Metro has received eight applications for the vacant Council spot left open by the resignation of Robert Liberty last month. As our regional government that plays a fundamental role in transportation investments and land-use policy, the process for deciding who gets the spot is worth our attention.
Here are the eight applicants (taken from Metro press release):
- Martha Dibblee, a retired health physicist and consultant who has served on the Energy Facility Siting Council and the board of the Climate Trust.
- Kenneth Heggem, a sales representative with Columbia Northwest Heating and board member of the Woodstock Neighborhood Association.
- Jonathan Levine, a former project manager with the University of Western States.
- Walt Nichols, a bookkeeper with Watson Plumbing Co. and chair of the Mt. Scott-Arleta Neighborhood Association. Nichols was an unsuccessful candidate for Portland City Council in 2010.
- Alesia Reese, a clerk with the U.S. Postal Service and member of the Parkrose School District board. She is also chair of the Woodland Park Neighborhood Association and the East Portland Parks Coalition.
- Barbara Roberts, former Oregon Governor.
- Bob Shiprack, a labor relations consultant for Pac/West Communications and a former executive secretary of the Oregon State Building Trades Council. He served six terms in the Oregon House of Representatives from 1983 to 1995.
- Bob Stacey, a consultant and former executive director of 1000 Friends of Oregon. He also served as chief of staff to Congressman Earl Blumenauer and as executive director of policy and planning for TriMet. Stacey was an unsuccessful candidate for Metro Council President in 2010.
It’s a very interesting list with a diverse range of candidates. The two I’m most familiar with are Bob Stacey and Kenneth Heggem. I interviewed Stacey during his run for Metro President, which he very narrowly lost. He’s also a former leader of non-profit land-use policy group 1000 Friends of Oregon. I met Heggem at a Bicycle Master Plan Open House back in May 2009.
Here’s how the process will play out to make the selection…

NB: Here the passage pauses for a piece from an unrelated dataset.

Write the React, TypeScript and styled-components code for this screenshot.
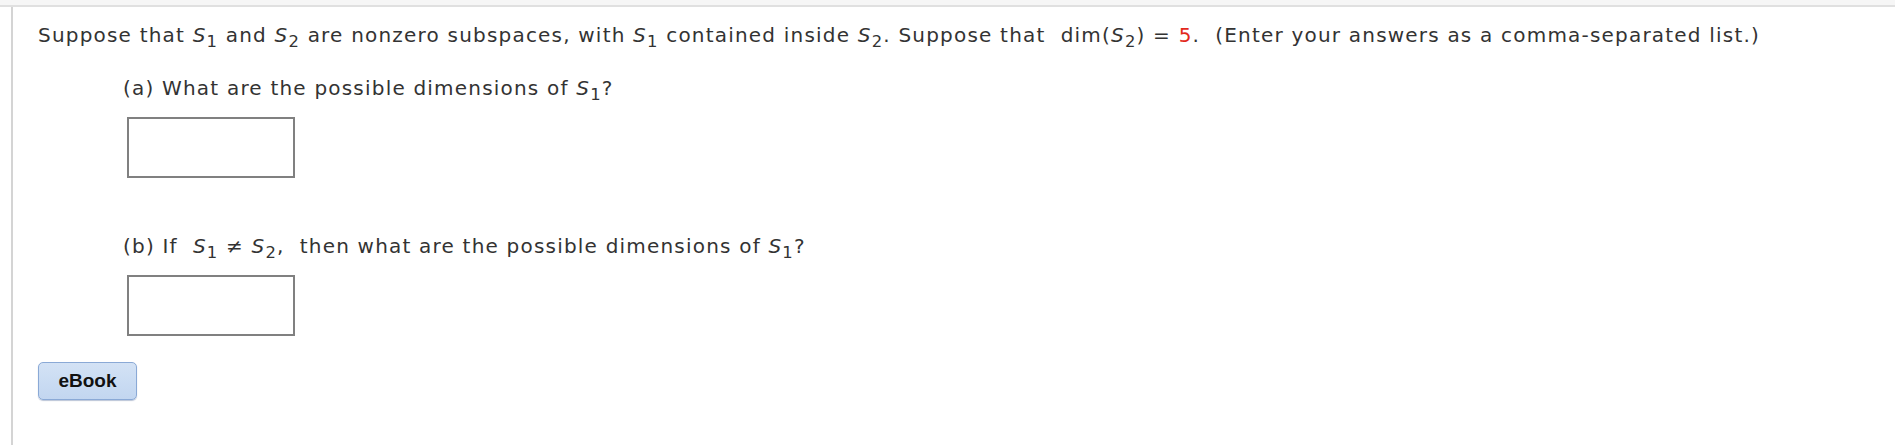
import React from 'react';
import styled, { createGlobalStyle } from 'styled-components';

const GlobalStyle = createGlobalStyle`
    html, body {
        margin: 0;
        padding: 0;
        background: #ffffff;
    }
    body {
        font-family: 'DejaVu Sans', Verdana, sans-serif;
        color: #333333;
    }
`;

const TopStrip = styled.div`
    height: 5px;
    background: #f6f6f6;
    border-bottom: 2px solid #e0e0e0;
`;

const Frame = styled.div`
    margin-left: 11px;
    border-left: 2px solid #d4d4d4;
    min-height: 438px;
    padding: 16px 0 0 25px;
    box-sizing: border-box;
`;

const Line = styled.div`
    font-size: 20px;
    letter-spacing: 1.2px;
    line-height: 24px;
    white-space: nowrap;
`;

const Questions = styled.div`
    padding-left: 85px;
`;

const Question = styled(Line)<{ $top: number }>`
    margin-top: ${(p) => p.$top}px;
`;

const Var = styled.i`
    font-style: italic;
`;

const Sub = styled.sub`
    font-size: 0.82em;
    line-height: 0;
    vertical-align: -0.32em;
`;

const Red = styled.span`
    color: #e2281b;
`;

const AnswerBox = styled.div<{ $top: number }>`
    width: 168px;
    height: 61px;
    margin: ${(p) => p.$top}px 0 0 4px;
    border: 2px solid #808080;
    box-sizing: border-box;
    background: #fff;
`;

const EBookButton = styled.button`
    margin-top: 26px;
    width: 99px;
    height: 38px;
    border: 1px solid #8aa9d6;
    border-radius: 5px;
    background: linear-gradient(#d3e2f5, #c2d6f0);
    box-shadow: 0 1px 1px rgba(60, 90, 140, 0.35);
    font-family: 'Liberation Sans', Arial, sans-serif;
    font-weight: bold;
    font-size: 19px;
    color: #111;
    padding: 0;
    cursor: pointer;
`;

const S = ({ n }: { n: number }) => (
    <>
        <Var>S</Var>
        <Sub>{n}</Sub>
    </>
);

const App = () => {
    return (
        <>
            <GlobalStyle />
            <TopStrip />
            <Frame>
                <Line>
                    Suppose that <S n={1} /> and <S n={2} /> are nonzero subspaces, with <S n={1} /> contained inside{' '}
                    <S n={2} />. Suppose that&nbsp; dim(<S n={2} />) = <Red>5</Red>.&nbsp; (Enter your answers as a
                    comma-separated list.)
                </Line>
                <Questions>
                    <Question $top={29}>
                        (a) What are the possible dimensions of <S n={1} />?
                    </Question>
                    <AnswerBox $top={17} />
                    <Question $top={56}>
                        (b) If&nbsp; <S n={1} /> ≠ <S n={2} />,&nbsp; then what are the possible dimensions of <S n={1} />?
                    </Question>
                    <AnswerBox $top={17} />
                </Questions>
                <EBookButton>eBook</EBookButton>
            </Frame>
        </>
    );
};

export default App;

Existing members of Metro Council will interview all applicants at a public meeting on Wednesday, February 16th at David Douglas High School (15000 SE 130th). Public testimony is welcome. After that testimony, Metro will decide whether to appoint a new councilor or to invite a group of finalists to appear in a public debate (to happen on February 22nd). If the debate option is chosen, Metro will vote on the appointment at its regular meeting on February 24th.